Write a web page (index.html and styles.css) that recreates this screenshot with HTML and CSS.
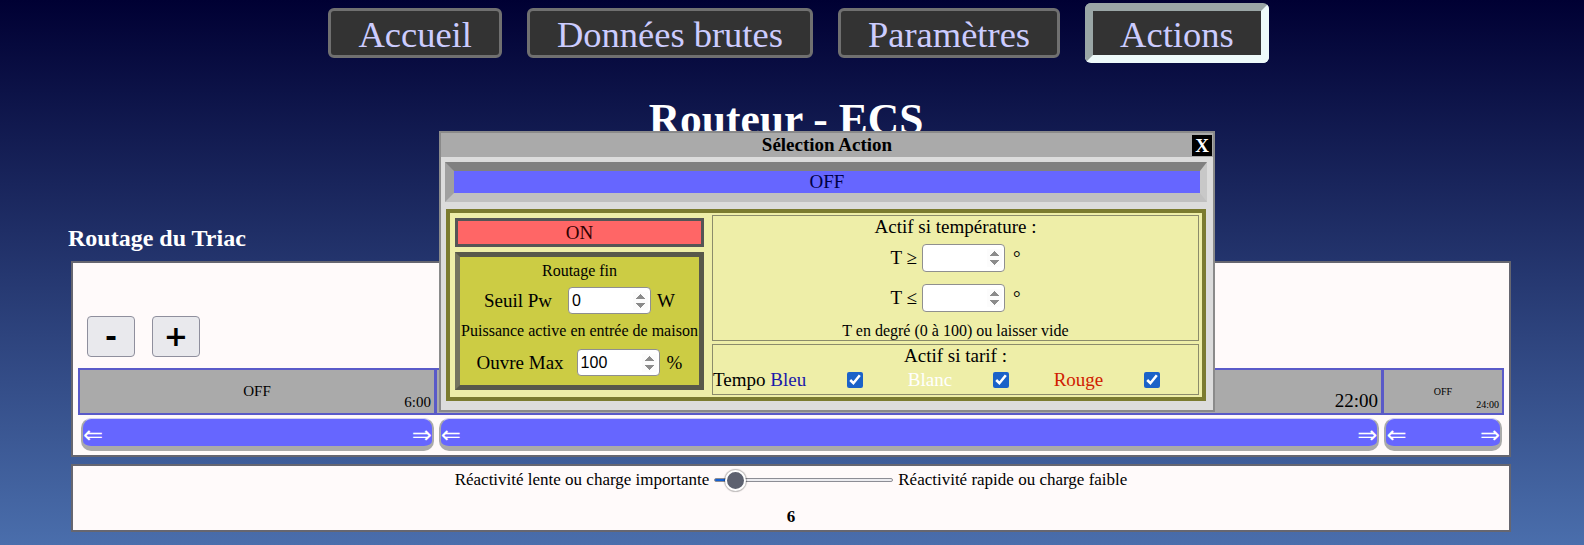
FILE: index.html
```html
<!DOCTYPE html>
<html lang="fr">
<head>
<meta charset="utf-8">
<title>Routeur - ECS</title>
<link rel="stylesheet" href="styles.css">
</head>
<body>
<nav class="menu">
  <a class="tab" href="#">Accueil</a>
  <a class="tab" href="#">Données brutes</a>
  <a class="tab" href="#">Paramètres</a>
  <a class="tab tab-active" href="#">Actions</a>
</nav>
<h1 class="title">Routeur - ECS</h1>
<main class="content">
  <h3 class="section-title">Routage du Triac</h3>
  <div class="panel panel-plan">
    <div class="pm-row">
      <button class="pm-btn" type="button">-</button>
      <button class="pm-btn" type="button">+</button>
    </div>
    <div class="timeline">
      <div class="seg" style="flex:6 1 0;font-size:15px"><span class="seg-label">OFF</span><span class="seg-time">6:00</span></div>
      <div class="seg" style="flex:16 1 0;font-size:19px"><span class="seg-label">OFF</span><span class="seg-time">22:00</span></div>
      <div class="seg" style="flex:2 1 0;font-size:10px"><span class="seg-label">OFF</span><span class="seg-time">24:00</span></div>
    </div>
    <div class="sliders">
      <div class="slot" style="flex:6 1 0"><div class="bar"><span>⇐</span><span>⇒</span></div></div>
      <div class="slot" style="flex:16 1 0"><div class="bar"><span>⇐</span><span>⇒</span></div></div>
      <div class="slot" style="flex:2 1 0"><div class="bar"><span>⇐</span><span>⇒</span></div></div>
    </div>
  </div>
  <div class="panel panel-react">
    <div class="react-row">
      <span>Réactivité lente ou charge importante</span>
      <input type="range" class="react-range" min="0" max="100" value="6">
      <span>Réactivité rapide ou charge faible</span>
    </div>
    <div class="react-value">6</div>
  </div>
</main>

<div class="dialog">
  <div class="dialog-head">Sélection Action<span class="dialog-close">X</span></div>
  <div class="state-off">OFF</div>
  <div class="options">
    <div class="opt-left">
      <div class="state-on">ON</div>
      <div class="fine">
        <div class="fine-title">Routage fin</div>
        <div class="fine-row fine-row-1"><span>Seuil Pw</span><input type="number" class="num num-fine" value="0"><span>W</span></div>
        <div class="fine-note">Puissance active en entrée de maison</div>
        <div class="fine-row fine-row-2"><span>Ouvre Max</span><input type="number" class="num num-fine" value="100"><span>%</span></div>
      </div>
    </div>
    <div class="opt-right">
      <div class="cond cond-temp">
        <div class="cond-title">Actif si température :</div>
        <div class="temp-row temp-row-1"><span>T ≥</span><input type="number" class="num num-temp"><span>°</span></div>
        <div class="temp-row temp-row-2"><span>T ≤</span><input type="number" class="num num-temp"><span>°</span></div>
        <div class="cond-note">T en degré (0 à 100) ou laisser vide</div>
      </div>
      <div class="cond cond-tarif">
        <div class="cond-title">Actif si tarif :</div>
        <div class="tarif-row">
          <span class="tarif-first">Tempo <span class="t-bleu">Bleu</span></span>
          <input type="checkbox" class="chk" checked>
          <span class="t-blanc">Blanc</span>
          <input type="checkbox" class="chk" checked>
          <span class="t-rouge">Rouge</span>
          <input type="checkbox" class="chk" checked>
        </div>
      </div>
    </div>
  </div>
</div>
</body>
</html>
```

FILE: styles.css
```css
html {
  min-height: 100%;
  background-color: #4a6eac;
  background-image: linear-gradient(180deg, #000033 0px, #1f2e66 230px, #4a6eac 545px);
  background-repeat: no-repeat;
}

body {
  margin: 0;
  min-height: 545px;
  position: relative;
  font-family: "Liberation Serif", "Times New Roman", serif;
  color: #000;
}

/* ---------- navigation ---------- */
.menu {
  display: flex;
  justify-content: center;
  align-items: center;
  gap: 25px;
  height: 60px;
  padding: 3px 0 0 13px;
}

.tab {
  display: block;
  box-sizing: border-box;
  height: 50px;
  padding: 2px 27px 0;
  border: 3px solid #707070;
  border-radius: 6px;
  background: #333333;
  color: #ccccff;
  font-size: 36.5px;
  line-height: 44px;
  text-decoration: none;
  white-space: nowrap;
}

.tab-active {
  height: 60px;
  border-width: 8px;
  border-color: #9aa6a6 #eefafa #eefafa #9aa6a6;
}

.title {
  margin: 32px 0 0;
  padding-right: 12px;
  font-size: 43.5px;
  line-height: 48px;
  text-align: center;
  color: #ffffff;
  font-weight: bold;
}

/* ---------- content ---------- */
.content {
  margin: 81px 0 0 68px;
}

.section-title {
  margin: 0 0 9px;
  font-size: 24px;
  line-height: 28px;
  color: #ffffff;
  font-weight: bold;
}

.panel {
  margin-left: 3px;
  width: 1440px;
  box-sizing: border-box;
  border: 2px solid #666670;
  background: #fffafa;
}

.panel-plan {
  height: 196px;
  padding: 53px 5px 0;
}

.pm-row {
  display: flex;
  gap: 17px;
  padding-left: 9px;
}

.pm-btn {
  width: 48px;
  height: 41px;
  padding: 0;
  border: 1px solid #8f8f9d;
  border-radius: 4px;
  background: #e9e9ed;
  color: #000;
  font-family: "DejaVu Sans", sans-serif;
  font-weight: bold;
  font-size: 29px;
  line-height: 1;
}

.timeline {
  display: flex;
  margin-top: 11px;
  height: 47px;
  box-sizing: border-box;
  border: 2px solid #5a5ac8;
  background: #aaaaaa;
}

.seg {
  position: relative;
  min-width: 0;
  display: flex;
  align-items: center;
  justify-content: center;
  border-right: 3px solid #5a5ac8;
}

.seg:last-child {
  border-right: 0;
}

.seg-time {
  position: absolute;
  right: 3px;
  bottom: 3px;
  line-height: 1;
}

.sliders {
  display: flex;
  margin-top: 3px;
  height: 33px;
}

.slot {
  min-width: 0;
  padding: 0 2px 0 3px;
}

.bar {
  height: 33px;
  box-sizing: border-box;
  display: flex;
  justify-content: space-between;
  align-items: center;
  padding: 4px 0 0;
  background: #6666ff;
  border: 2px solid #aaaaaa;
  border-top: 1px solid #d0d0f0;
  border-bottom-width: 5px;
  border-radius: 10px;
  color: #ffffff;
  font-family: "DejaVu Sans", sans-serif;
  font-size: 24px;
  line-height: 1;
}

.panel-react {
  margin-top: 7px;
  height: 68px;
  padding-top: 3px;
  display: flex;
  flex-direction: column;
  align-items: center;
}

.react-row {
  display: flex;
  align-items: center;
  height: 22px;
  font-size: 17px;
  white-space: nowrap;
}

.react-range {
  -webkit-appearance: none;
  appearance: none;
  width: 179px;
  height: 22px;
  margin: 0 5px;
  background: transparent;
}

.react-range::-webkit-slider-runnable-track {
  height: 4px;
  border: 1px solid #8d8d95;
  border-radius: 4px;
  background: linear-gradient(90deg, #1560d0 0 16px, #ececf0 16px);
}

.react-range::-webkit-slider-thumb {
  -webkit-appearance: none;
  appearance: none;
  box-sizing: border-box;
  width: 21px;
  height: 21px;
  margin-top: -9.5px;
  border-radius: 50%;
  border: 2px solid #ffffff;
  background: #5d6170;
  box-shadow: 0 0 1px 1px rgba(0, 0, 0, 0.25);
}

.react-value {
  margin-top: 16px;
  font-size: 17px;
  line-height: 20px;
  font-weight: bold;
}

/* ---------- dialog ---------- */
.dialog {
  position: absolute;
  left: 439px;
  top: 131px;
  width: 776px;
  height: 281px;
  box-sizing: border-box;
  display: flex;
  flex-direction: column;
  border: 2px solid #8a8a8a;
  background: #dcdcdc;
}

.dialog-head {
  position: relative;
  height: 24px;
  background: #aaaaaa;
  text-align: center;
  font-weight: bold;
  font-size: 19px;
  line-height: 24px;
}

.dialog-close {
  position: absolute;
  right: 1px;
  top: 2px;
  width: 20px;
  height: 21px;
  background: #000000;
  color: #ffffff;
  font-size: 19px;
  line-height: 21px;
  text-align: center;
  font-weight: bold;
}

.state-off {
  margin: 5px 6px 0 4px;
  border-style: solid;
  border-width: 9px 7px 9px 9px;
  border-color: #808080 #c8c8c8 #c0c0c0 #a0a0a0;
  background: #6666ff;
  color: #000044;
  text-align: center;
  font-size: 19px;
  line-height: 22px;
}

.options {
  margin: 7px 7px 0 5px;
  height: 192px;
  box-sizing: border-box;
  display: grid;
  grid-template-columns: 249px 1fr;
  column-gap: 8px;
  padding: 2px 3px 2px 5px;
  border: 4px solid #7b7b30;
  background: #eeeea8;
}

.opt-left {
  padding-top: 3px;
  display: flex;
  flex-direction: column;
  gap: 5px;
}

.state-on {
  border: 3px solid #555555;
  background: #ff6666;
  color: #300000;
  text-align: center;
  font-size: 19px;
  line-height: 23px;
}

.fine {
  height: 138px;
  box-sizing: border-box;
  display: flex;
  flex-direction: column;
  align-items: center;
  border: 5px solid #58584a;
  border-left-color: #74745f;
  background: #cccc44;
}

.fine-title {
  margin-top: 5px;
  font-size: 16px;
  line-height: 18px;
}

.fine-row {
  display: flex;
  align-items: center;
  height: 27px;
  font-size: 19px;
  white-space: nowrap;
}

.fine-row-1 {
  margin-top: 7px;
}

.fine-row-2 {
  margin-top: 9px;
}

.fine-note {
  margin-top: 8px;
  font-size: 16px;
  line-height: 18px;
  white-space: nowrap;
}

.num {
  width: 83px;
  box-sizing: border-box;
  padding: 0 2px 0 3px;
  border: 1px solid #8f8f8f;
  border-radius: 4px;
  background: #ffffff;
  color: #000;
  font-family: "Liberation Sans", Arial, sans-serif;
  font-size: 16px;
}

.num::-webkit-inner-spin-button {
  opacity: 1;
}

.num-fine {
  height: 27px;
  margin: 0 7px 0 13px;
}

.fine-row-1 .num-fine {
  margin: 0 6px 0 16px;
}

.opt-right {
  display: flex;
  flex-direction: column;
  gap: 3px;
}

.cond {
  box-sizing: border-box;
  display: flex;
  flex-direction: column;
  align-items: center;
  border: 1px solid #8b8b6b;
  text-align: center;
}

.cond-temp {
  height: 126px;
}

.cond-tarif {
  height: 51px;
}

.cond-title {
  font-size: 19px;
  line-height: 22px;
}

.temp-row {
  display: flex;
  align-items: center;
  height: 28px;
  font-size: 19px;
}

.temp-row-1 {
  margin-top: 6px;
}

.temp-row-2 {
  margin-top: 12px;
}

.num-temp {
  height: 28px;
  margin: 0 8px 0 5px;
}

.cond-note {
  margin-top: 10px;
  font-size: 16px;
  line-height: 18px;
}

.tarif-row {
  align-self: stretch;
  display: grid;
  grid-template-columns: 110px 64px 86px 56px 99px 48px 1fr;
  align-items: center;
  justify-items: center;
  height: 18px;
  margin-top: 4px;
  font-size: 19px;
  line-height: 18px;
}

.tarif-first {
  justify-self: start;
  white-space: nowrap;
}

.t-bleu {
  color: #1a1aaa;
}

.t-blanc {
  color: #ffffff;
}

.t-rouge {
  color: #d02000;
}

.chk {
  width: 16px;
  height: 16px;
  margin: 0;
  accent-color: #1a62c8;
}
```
|---|
— Description of the task —
Go through the listing above and return every line where the word "styles" occurs.

— Task solution —
Write a web page (index.html and styles.css) that recreates this screenshot with HTML and CSS.
<link rel="stylesheet" href="styles.css">
FILE: styles.css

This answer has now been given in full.